Era el único patio que tenía el colegio y fue allí donde se convirtió en la mejor cantera aragonesa de balonmano. Era un patio trapezoida­l en el que también había dos canchas de baloncesto a lo ancho del campo. Pero a duras penas se podía meter a calzador una pista de balonmano. Luis Pedrero es otro de los supervivie­ntes de aquellos recordados partidos. «El patio tenía las medidas justas para meter una cancha. En la portería de la entrada se apiñaba el público y en la contraria había un balcón encima del que se ponía el marcador. Allí había dos puertas, una la entrada al colegio y otra al vestuario de los jugadores», asegura Pedrero.

Suelo de baldosas

El suelo era de unas baldosas de tonalidad verde y gris. Ipas las recuerda. «El suelo era duro y las caídas eran dolorosas. Pero con 18 años casi se aguantaban. Los equipos pudientes como el Atlético de Madrid jugaban en pabellón cubierto y con suelo de madera y era duro para ellos jugar en nuestro campo». Aquel suelo era en ocasiones una trampa para el equipo rival. «Algunas baldosas se levantaban y se sustituían por otras.

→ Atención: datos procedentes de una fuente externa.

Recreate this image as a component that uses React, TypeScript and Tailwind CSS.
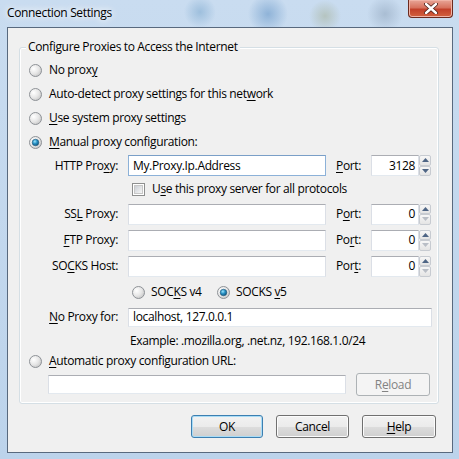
import React from 'react';

function Radio({ checked = false }: { checked?: boolean }) {
  return (
    <svg width="13" height="13" viewBox="0 0 13 13" className="shrink-0">
      <defs>
        <radialGradient id="rbg" cx="0.35" cy="0.35" r="0.7">
          <stop offset="0" stopColor="#ffffff" />
          <stop offset="0.6" stopColor="#e6e6e6" />
          <stop offset="1" stopColor="#c9c9c9" />
        </radialGradient>
        <radialGradient id="rdot" cx="0.4" cy="0.35" r="0.7">
          <stop offset="0" stopColor="#9fe3fb" />
          <stop offset="0.45" stopColor="#2b95c8" />
          <stop offset="1" stopColor="#0b4f78" />
        </radialGradient>
      </defs>
      <circle cx="6.5" cy="6.5" r="6" fill="url(#rbg)" stroke="#8e9297" strokeWidth="1" />
      {checked && <circle cx="6.5" cy="6.5" r="3.3" fill="url(#rdot)" stroke="#245b7d" strokeWidth="0.6" />}
    </svg>
  );
}

function Checkbox() {
  return (
    <div className="w-[13px] h-[13px] border border-[#8e8f8f] bg-white p-[1px] shrink-0">
      <div className="w-full h-full border border-[#c7c7c7] bg-[linear-gradient(135deg,#cbcfd5,#f6f6f6)]" />
    </div>
  );
}

function TextBox({ value = '', w, h = 'h-[21px]', focus = false }: { value?: string; w: string; h?: string; focus?: boolean }) {
  return (
    <div
      className={`${w} ${h} bg-white border flex items-center px-[4px] shrink-0 ${
        focus
          ? 'border-[#8cb1d8] border-t-[#7a9fc7]'
          : 'border-[#dbdfe6] border-t-[#abadb3] border-b-[#e3e9ef]'
      }`}
    >
      <span className="whitespace-nowrap">{value}</span>
    </div>
  );
}

function Arrow({ up, disabled }: { up: boolean; disabled?: boolean }) {
  return (
    <div className="flex-1 border border-[#c7cbd1] rounded-[2px] bg-[linear-gradient(#f7f7f7,#e4e4e4)] flex items-center justify-center">
      <svg width="7" height="4" viewBox="0 0 7 4">
        <path d={up ? 'M0 4 L3.5 0 L7 4 Z' : 'M0 0 L3.5 4 L7 0 Z'} fill={disabled ? '#b9bec6' : '#4e6585'} />
      </svg>
    </div>
  );
}

function PortBox({ value, downDisabled }: { value: string; downDisabled?: boolean }) {
  return (
    <div className="flex h-[21px]">
      <div className="w-[48px] h-full bg-white border border-[#dbdfe6] border-t-[#abadb3] border-b-[#e3e9ef] flex items-center justify-end pr-[3px]">
        {value}
      </div>
      <div className="w-[12px] h-full flex flex-col">
        <Arrow up />
        <Arrow up={false} disabled={downDisabled} />
      </div>
    </div>
  );
}

function Btn({ children, def = false, disabled = false, w = 'w-[73px]' }: { children: React.ReactNode; def?: boolean; disabled?: boolean; w?: string }) {
  if (disabled) {
    return (
      <div className={`${w} h-[23px] rounded-[3px] border border-[#adb2b5] bg-[#f4f4f4] text-[#838383] flex items-center justify-center`}>
        {children}
      </div>
    );
  }
  return (
    <div
      className={`${w} h-[23px] rounded-[3px] border ${
        def ? 'border-[#3c7fb1] shadow-[inset_0_0_0_1px_#a9dcf6]' : 'border-[#707070] shadow-[inset_0_0_0_1px_#fcfcfc]'
      } bg-[linear-gradient(#f2f2f2_0%,#ebebeb_50%,#dddddd_51%,#cfcfcf_100%)] flex items-center justify-center`}
    >
      {children}
    </div>
  );
}

const u = 'underline decoration-1 underline-offset-[2px]';

export default function App() {
  return (
    <div className="w-[459px] h-[459px] flex flex-col pl-[7px] pr-[6px] pb-[6px] text-[12px] tracking-[-0.35px] leading-[16px] text-black [font-family:'Open_Sans',sans-serif] bg-[radial-gradient(circle_at_200px_12px,#9ebfdd_0,transparent_16px),radial-gradient(circle_at_268px_14px,#8fb3d8_0,transparent_20px),radial-gradient(circle_at_325px_16px,#b5c4c0_0,transparent_16px),radial-gradient(circle_at_385px_14px,#a9bdd3_0,transparent_18px),linear-gradient(#c9dcf0,#bcd3eb)]">
      {/* title bar */}
      <div className="h-[27px] flex justify-between shrink-0">
        <div className="pt-[5px] [text-shadow:0_0_6px_#ffffff,0_0_10px_#ffffff]">Connection Settings</div>
        <div className="w-[45px] h-[18px] rounded-b-[4px] border border-t-0 border-[#6b2a1f] bg-[linear-gradient(#e8a597_0%,#d7725e_45%,#c2402a_55%,#d2623f_100%)] shadow-[inset_0_0_0_1px_#f0b3a6] flex items-center justify-center">
          <svg width="14" height="11" viewBox="0 0 14 11">
            <path d="M2 1 L12 10 M12 1 L2 10" stroke="#4a1d16" strokeWidth="4" strokeLinecap="round" />
            <path d="M2 1 L12 10 M12 1 L2 10" stroke="#ffffff" strokeWidth="2.4" strokeLinecap="round" />
          </svg>
        </div>
      </div>

      {/* client area */}
      <div className="flex-1 border border-[#58697e] bg-[#f0f0f0] flex flex-col">
        <div className="relative mt-[19px] ml-[11px] w-[420px] h-[357px] border border-[#d5dfe5] rounded-[3px] shadow-[inset_0_0_0_1px_#ffffff] flex flex-col pt-[10px]">
          <span className="absolute left-[6px] top-[-9px] px-[2px] bg-[#f0f0f0]">Configure Proxies to Access the Internet</span>

          <div className="h-[24px] flex items-center pl-[9px] gap-[7px]">
            <Radio />
            <span>No prox<span className={u}>y</span></span>
          </div>
          <div className="h-[24px] flex items-center pl-[9px] gap-[7px]">
            <Radio />
            <span>Auto-detect proxy settings for this net<span className={u}>w</span>ork</span>
          </div>
          <div className="h-[24px] flex items-center pl-[9px] gap-[7px]">
            <Radio />
            <span><span className={u}>U</span>se system proxy settings</span>
          </div>
          <div className="h-[24px] flex items-center pl-[9px] gap-[7px]">
            <Radio checked />
            <span><span className={u}>M</span>anual proxy configuration:</span>
          </div>

          <div className="h-[23px] flex items-center pl-[28px]">
            <span className="w-[70px] text-right">HTTP Pro<span className={u}>x</span>y:</span>
            <div className="ml-[10px]"><TextBox w="w-[198px]" value="My.Proxy.Ip.Address" focus /></div>
            <span className="w-[35px] ml-[10px]"><span className={u}>P</span>ort:</span>
            <PortBox value="3128" />
          </div>

          <div className="h-[24px] flex items-center pl-[112px] gap-[7px]">
            <Checkbox />
            <span>U<span className={u}>s</span>e this proxy server for all protocols</span>
          </div>

          <div className="h-[26px] flex items-center pl-[28px]">
            <span className="w-[70px] text-right">SS<span className={u}>L</span> Proxy:</span>
            <div className="ml-[10px]"><TextBox w="w-[198px]" /></div>
            <span className="w-[35px] ml-[10px]">P<span className={u}>o</span>rt:</span>
            <PortBox value="0" downDisabled />
          </div>
          <div className="h-[26px] flex items-center pl-[28px]">
            <span className="w-[70px] text-right"><span className={u}>F</span>TP Proxy:</span>
            <div className="ml-[10px]"><TextBox w="w-[198px]" /></div>
            <span className="w-[35px] ml-[10px]">Po<span className={u}>r</span>t:</span>
            <PortBox value="0" downDisabled />
          </div>
          <div className="h-[26px] flex items-center pl-[28px]">
            <span className="w-[70px] text-right whitespace-nowrap">SO<span className={u}>C</span>KS Host:</span>
            <div className="ml-[10px]"><TextBox w="w-[198px]" /></div>
            <span className="w-[35px] ml-[10px]">Por<span className={u}>t</span>:</span>
            <PortBox value="0" downDisabled />
          </div>

          <div className="h-[26px] flex items-center pl-[112px]">
            <div className="w-[85px] flex items-center gap-[6px]">
              <Radio />
              <span>SOC<span className={u}>K</span>S v4</span>
            </div>
            <div className="flex items-center gap-[6px]">
              <Radio checked />
              <span>SOCKS <span className={u}>v</span>5</span>
            </div>
          </div>

          <div className="h-[24px] flex items-center pl-[28px]">
            <span className="w-[70px] text-right whitespace-nowrap"><span className={u}>N</span>o Proxy for:</span>
            <div className="ml-[10px]"><TextBox w="w-[304px]" h="h-[19px]" value="localhost, 127.0.0.1" /></div>
          </div>

          <div className="h-[24px] flex items-center pl-[110px]">
            Example: .mozilla.org, .net.nz, 192.168.1.0/24
          </div>

          <div className="h-[16px] flex items-center pl-[9px] gap-[7px]">
            <Radio />
            <span><span className={u}>A</span>utomatic proxy configuration URL:</span>
          </div>

          <div className="h-[31px] flex items-center pl-[28px] gap-[10px]">
            <TextBox w="w-[298px]" h="h-[19px]" />
            <Btn disabled w="w-[74px]">R<span className={u}>e</span>load</Btn>
          </div>
        </div>

        <div className="mt-[11px] flex justify-end pr-[16px] gap-[13px]">
          <Btn def w="w-[72px]">OK</Btn>
          <Btn>Cancel</Btn>
          <Btn w="w-[74px]"><span className={u}>H</span>elp</Btn>
        </div>
      </div>
    </div>
  );
}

Las había buenas y otras que resbalaban. Sabíamos qué camino seguir para no caernos. Sin embargo, el equipo rival no conocía las rutas para no caerse», explica Pedrero.

En uno de los laterales se colocaba una grada enorme para los espectador­es. «La montaban el día de antes los niños que venían a clase gratuita por las tardes. Cuando desapareci­ó el Ademar se llevó las gradas el Arenas a las piscinas que tenía en Vadorrey», recuerda Pedrero. El otro lateral estaba más pegado a la pared y no se podía aglutinar tanto público. Pedrero lo fue todo en Maristas. Primero alumno y más tarde jugador. «No era una figura, sino un jugador de club». También fue secretario y ejerció 30 años de entrenador. «Llegué a llevar hasta cuatro equipos a la vez. Comencé

con un infantil y en 1997 lo dejé», dice ahora desde su confinamie­nto con 81 años.

Entrenar se convertía en una aventura cotidiana. «Colocábamo­s varios focos en un tejadillo cuando era de noche. Y como antes nevaba bastante más en Zaragoza, cuando estaba cubierto de nieve el patio limpiábamo­s unos caminos para poder correr con unos rastrillos». Aquellos años el balonmano era para unos locos románticos. «Era otra dimensión del deporte, más entregado y de amistades más intensas», confiesa Luis Pedrero.

El signo distintivo de aquella generación era su defensa 4-2. «Si defendíamo­s bien atacábamos con confianza. Pero si te metían gol después tenías miedo a perder el balón. Dejábamos espacio a los extremos rivales al tener dos defensas muy adelantado­s, pero sabíamos que teníamos mucho ganado con un gran portero y el trabajo demoledor de los cuatro defensores del centro». Sin embargo, en ataque, el Ademar tenía un juego «alegre, rápido y de mucho movimiento». Es el estilo de juego que ha pasado de generación en generación en Maristas. Esa defensa fue una obra genuina de Carlos Polo, el técnico del equipo. «Domingo Bárcenas, el selecciona­dor nacional, llegó a decir que no le gustaba esa defensa, pero que el Ademar la hacía maravillos­amente». Polo fue el alma de ese recordado grupo. «Era un gran psicólogo. Nos decía que no éramos inferiores, aunque lo fuéramos», finaliza Pedrero.